The ease of it was almost offensive. Virat Kohli, animated for most boundaries on this big night, looked momentarily stunned as his hand reached for his mouth to block out the adjective on its way. That shot mattered because it carried no anxiety. It was not a release shot, nor a fortunate one. Just a batter completely at home with what he was doing, arching back on his toes to play a shot like that.

The irony is that Gujarat's entire plan was built on the assumption he wasn't going to be ready for this. The moment Patidar walked in during the ninth over, Rashid Khan disappeared from the attack, despite conceding only eight runs in two overs. Shubman Gill didn't want to make the mistake Hardik Pandya did at the Wankhede Stadium earlier in the season by bowling Mayank Markande at Patidar. They were proved right when Patidar took down Rashid at the death. They also wanted Rashid to attack Tim David in that back quarter when the Australian expected and preferred pace.

Gujarat wanted hard lengths at the RCB captain. They had done their homework in Ahmedabad earlier in the season, when Rabada had rushed him with the short ball before Arshad Khan bounced him out, and teams had followed that template ever since. In Raipur, Kartik Tyagi even struck Patidar on the helmet, the concussion that kept him out of RCB's previous match in Dharamsala, of all places.

For a while, it looked like the plan would hold again. A leading edge off Prasidh Krishna early on. Then a drop at deep square leg by Rabada on 20 off 12. But after that, Gujarat's evening unravelled. The next 19 balls went for 71 runs. Patidar pulled in front of square, opened his hips and drilled full balls towards the sightscreen, opened his bat face and carved a six over point - each six arriving faster than the Titans could regroup. Hard lengths that had caused him problems earlier in the season were suddenly sitting up to be hit.

In some ways, it felt more compelling than the hundred against Lucknow in the 2022 Eliminator, the innings that first made him a national story. That night had surprise on its side. This one, in a playoff as the captain of the defending champions, carried expectation, and he met it anyway.

What has made this season different is what the RCB captain has done in the middle overs, the phase where modern T20 innings typically find their ceiling. Patidar has treated it as his floor. His strike-rate in overs 7 to 15 this season is 203.97, ahead of every other batter. KL Rahul, among those who've faced at least 100 balls in that phase, is next at 189.33 while Ishan Kishan rounds out the podium at 181.95.

The pace numbers tell the real story of his evolution. In each of the previous two seasons, Patidar struck at 157 and 142 against pace through the middle overs.

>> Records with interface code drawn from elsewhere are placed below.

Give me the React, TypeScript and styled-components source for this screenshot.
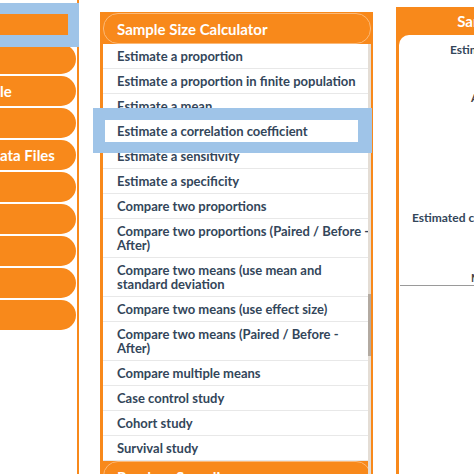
import React from 'react';
import styled, {createGlobalStyle} from 'styled-components';

const ORANGE = '#f8891b';
const INK = '#33465a';
const NOTE_BLUE = '#9fc4e8';

type Row = {label: React.ReactNode};

const rows: Row[] = [
  {label: 'Estimate a proportion'},
  {label: 'Estimate a proportion in finite population'},
  {label: 'Estimate a mean'},
  {label: 'Estimate a correlation coefficient'},
  {label: 'Estimate a sensitivity'},
  {label: 'Estimate a specificity'},
  {label: 'Compare two proportions'},
  {label: <>Compare two proportions (Paired / Before -<br />After)</>},
  {label: <>Compare two means (use mean and<br />standard deviation</>},
  {label: 'Compare two means (use effect size)'},
  {label: <>Compare two means (Paired / Before -<br />After)</>},
  {label: 'Compare multiple means'},
  {label: 'Case control study'},
  {label: 'Cohort study'},
  {label: 'Survival study'},
];

const menuLabels = ['', 'le', '', 'ata Files', '', '', '', '', ''];

function App() {
  return (
    <>
      <GlobalStyle />
      <Page>
        {/* left phone, mostly off screen */}
        <MenuPanel>
          <NoteBox>
            <MenuTitleBar />
          </NoteBox>
          {menuLabels.map((l, i) => (
            <MenuPill key={i}>{l}</MenuPill>
          ))}
        </MenuPanel>

        {/* middle phone */}
        <ListPanel>
          <SectionHeader>Sample Size Calculator</SectionHeader>
          <List>
            {rows.map((r, i) => (
              <ListRow key={i}>{r.label}</ListRow>
            ))}
          </List>
          <SectionHeader>Random Sampling</SectionHeader>
          <ScrollTrack>
            <ScrollThumb />
          </ScrollTrack>
          <Highlight>
            <HighlightInner>Estimate a correlation coefficient</HighlightInner>
          </Highlight>
        </ListPanel>

        {/* right phone */}
        <FormPanel>
          <FormHeader>Sample Size Calculator</FormHeader>
          <FormCard>
            <FormTitle $indent={51}>Estimate a correlation coefficient</FormTitle>
            <FieldLabel $indent={72} $gap={34}>Alpha</FieldLabel>
            <FormTitle $indent={13} $gap={106}>Estimated correlation coefficient</FormTitle>
            <FieldLabel $indent={72} $gap={46}>Margin of error</FieldLabel>
            <Underline />
          </FormCard>
        </FormPanel>
      </Page>
    </>
  );
}

const GlobalStyle = createGlobalStyle`
  html, body {
    margin: 0;
    padding: 0;
    background: #ffffff;
    overflow: hidden;
  }
  body {
    font-family: Lato, "Open Sans", sans-serif;
  }
`;

const Page = styled.div`
  display: flex;
  align-items: flex-start;
  width: 474px;
  height: 474px;
  overflow: hidden;
  background: #ffffff;
`;

const MenuPanel = styled.div`
  flex: none;
  display: flex;
  flex-direction: column;
  gap: 2px;
  width: 77px;
  height: 474px;
  padding-top: 3px;
  box-sizing: content-box;
  border-right: 2px solid ${ORANGE};
`;

const NoteBox = styled.div`
  position: relative;
  z-index: 1;
  height: 44px;
  margin-right: -2px;
  margin-bottom: -5px;
  padding: 11px 11px 0 0;
  box-sizing: border-box;
  background: ${NOTE_BLUE};
`;

const MenuTitleBar = styled.div`
  height: 21px;
  background: ${ORANGE};
`;

const MenuPill = styled.div`
  flex: none;
  display: flex;
  align-items: center;
  width: 76px;
  height: 30px;
  border-radius: 0 15px 15px 0;
  background: ${ORANGE};
  color: #ffffff;
  font-size: 15px;
  font-weight: 700;
  white-space: nowrap;
  overflow: hidden;
`;

const ListPanel = styled.div`
  position: relative;
  flex: none;
  display: flex;
  flex-direction: column;
  width: 268px;
  margin: 12px 0 0 21px;
  padding-top: 1px;
  background: ${ORANGE};
  border-left: 3px solid ${ORANGE};
  border-right: 2px solid ${ORANGE};
`;

const SectionHeader = styled.div`
  display: flex;
  align-items: center;
  height: 31px;
  padding-left: 13px;
  box-sizing: border-box;
  border: 1px solid #fbb978;
  border-radius: 15px;
  background: ${ORANGE};
  color: #ffffff;
  font-size: 15px;
  font-weight: 700;
`;

const List = styled.div`
  display: flex;
  flex-direction: column;
  background: #ffffff;
`;

const ListRow = styled.div`
  padding: 5px 14px;
  border-bottom: 1px solid #e8e8e8;
  color: ${INK};
  font-size: 13px;
  font-weight: 700;
  line-height: 14px;
  white-space: nowrap;
`;

const ScrollTrack = styled.div`
  position: absolute;
  top: 32px;
  right: 0;
  bottom: 0;
  width: 3px;
  background: #e4ddd5;
`;

const ScrollThumb = styled.div`
  margin-top: 250px;
  height: 62px;
  background: #b3aaa1;
`;

const Highlight = styled.div`
  position: absolute;
  left: -10px;
  top: 96px;
  width: 279px;
  height: 45px;
  padding: 12px 14px 11px 12px;
  box-sizing: border-box;
  background: ${NOTE_BLUE};
`;

const HighlightInner = styled.div`
  display: flex;
  align-items: center;
  height: 100%;
  padding-left: 12px;
  background: #ffffff;
  color: ${INK};
  font-size: 13px;
  font-weight: 700;
  white-space: nowrap;
`;

const FormPanel = styled.div`
  flex: none;
  display: flex;
  flex-direction: column;
  width: 273px;
  height: 467px;
  margin: 7px 0 0 23px;
  background: ${ORANGE};
`;

const FormHeader = styled.div`
  display: flex;
  align-items: center;
  justify-content: center;
  height: 28px;
  color: #ffffff;
  font-size: 15px;
  font-weight: 700;
`;

const FormCard = styled.div`
  flex: 1;
  display: flex;
  flex-direction: column;
  margin-left: 3px;
  border-top-left-radius: 10px;
  background: #ffffff;
`;

const FormTitle = styled.div<{$indent: number; $gap?: number}>`
  margin-top: ${({$gap}) => $gap ?? 8}px;
  padding-left: ${({$indent}) => $indent}px;
  color: ${INK};
  font-size: 12px;
  font-weight: 700;
  line-height: 14px;
  white-space: nowrap;
`;

const FieldLabel = styled.div<{$indent: number; $gap: number}>`
  margin-top: ${({$gap}) => $gap}px;
  padding-left: ${({$indent}) => $indent}px;
  color: #444;
  font-size: 11px;
  font-weight: 700;
  line-height: 14px;
  white-space: nowrap;
`;

const Underline = styled.div`
  height: 1px;
  margin: 0 0 0 1px;
  background: #9a9a9a;
`;

export default App;
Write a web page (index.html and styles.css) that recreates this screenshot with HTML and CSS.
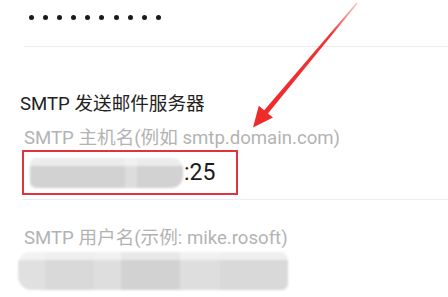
FILE: index.html
```html
<!DOCTYPE html>
<html lang="zh-CN">
<head>
<meta charset="utf-8">
<link rel="stylesheet" href="styles.css">
</head>
<body>
<div class="page">
  <div class="pw-row">
    <div class="dots">
      <span></span><span></span><span></span><span></span><span></span>
      <span></span><span></span><span></span><span></span><span></span>
    </div>
  </div>

  <div class="section-title">SMTP 发送邮件服务器</div>

  <div class="field">
    <div class="label">SMTP 主机名(例如 smtp.domain.com)</div>
    <div class="value-row">
      <div class="highlight">
        <div class="mask mask-host"></div>
        <span class="port">:25</span>
      </div>
    </div>
  </div>

  <div class="field field-user">
    <div class="label">SMTP 用户名(示例: mike.rosoft)</div>
    <div class="mask mask-user"></div>
  </div>

  <svg class="arrow" width="448" height="297" viewBox="0 0 448 297">
    <defs>
      <linearGradient id="ag" x1="357" y1="3" x2="253" y2="127" gradientUnits="userSpaceOnUse">
        <stop offset="0" stop-color="#f25050" stop-opacity="0.35"/>
        <stop offset="0.25" stop-color="#f03434"/>
        <stop offset="1" stop-color="#ee2a2a"/>
      </linearGradient>
    </defs>
    <polygon fill="url(#ag)" points="356.6,2.6 357.6,3.4 268,113.4 273,117.6 253,127.5 258.8,105.8 264.2,110.2"/>
  </svg>
</div>
</body>
</html>
```

FILE: styles.css
```css
html, body {
  margin: 0;
  padding: 0;
  background: #ffffff;
}

.page {
  position: relative;
  width: 448px;
  height: 297px;
  overflow: hidden;
  font-family: Roboto, "Noto Sans CJK SC", sans-serif;
}

.pw-row {
  margin-left: 24px;
  height: 47px;
  border-bottom: 1px solid #ececec;
  box-sizing: border-box;
  padding-top: 14.5px;
  padding-left: 4.5px;
}

.dots {
  display: flex;
  gap: 9.2px;
}

.dots span {
  width: 5px;
  height: 5px;
  border-radius: 50%;
  background: #1a1a1a;
}

.section-title {
  margin: 45px 0 0 20px;
  font-size: 18.6px;
  line-height: 25px;
  color: #222222;
}

.field {
  margin-left: 22px;
  border-bottom: 1px solid #ececec;
}

.label {
  margin: 9px 0 0 2px;
  font-size: 18.6px;
  line-height: 24px;
  color: #b3b3b3;
}

.value-row {
  padding: 0 0 4px 0;
  margin-top: 0;
}

.highlight {
  width: 216px;
  height: 45px;
  box-sizing: border-box;
  border: 2px solid #e2323e;
  display: flex;
  align-items: center;
  padding-left: 6px;
}

.mask {
  background:
    linear-gradient(to right, rgba(255,255,255,0) 0 62%, rgba(255,255,255,0.25) 62% 70%, rgba(255,255,255,0) 70% 100%),
    linear-gradient(to bottom, #ececec 0 28%, #d2d2d2 28% 100%);
  filter: blur(1.2px);
}

.mask-host {
  width: 153px;
  height: 30px;
  border-radius: 6px 10px 12px 6px;
}

.port {
  font-size: 23px;
  line-height: 26px;
  color: #1c1c1c;
  margin-left: 1px;
}

.field-user {
  border-bottom: none;
  margin-left: 18px;
}

.field-user .label {
  margin: 26px 0 0 6px;
}

.mask-user {
  margin-top: 2px;
  width: 270px;
  height: 38px;
  border-radius: 12px 8px 6px 14px;
  background:
    linear-gradient(to right, rgba(255,255,255,0.2) 0 10%, rgba(255,255,255,0) 10% 28%, rgba(255,255,255,0.15) 28% 38%, rgba(0,0,0,0.03) 38% 60%, rgba(255,255,255,0.15) 60% 75%, rgba(255,255,255,0) 75% 100%),
    linear-gradient(to bottom, #efefef 0 22%, #d9d9d9 22% 100%);
}

.arrow {
  position: absolute;
  left: 0;
  top: 0;
  pointer-events: none;
}
```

This year: 192.55. It's fascinating because middle-over bowling is the most analysed, most adjusted part of a T20 game. Teams and bowlers find patterns and can identify ways to maneuver or exploit them. If you are a spin hitter, teams will bowl pace at you. If you like pace, teams will bowl spin.

Which is perhaps why Patidar now occupies a rarefied air. His 2026 season in the middle overs is bettered only by Nicholas Pooran's 2025, and by one strike-rate point (205.59). For the record, Shane Watson in 2018, Chris Gayle in 2011, Glenn Maxwell in 2014, Suryakumar Yadav in 2023 and AB de Villiers in 2015 struck slower, even with the caveat that the Impact Player rule lengthens batting line-ups.

Patidar now occupies a different place in RCB's story too, not simply because he has led them to consecutive finals, but because of what he represents in a longer lineage. For years, the franchise's batting identity was Kohli, with Rahul Dravid quietly sitting behind him as the second-best Indian batter in RCB's history despite not playing for the franchise since 2010. That gap went unfilled for a long time. Patidar is beginning to fill it with seasons built on owning the middle overs, and now an innings in Dharamsala where one of the tournament's best attacks kept probing for a weakness and kept finding the rope instead.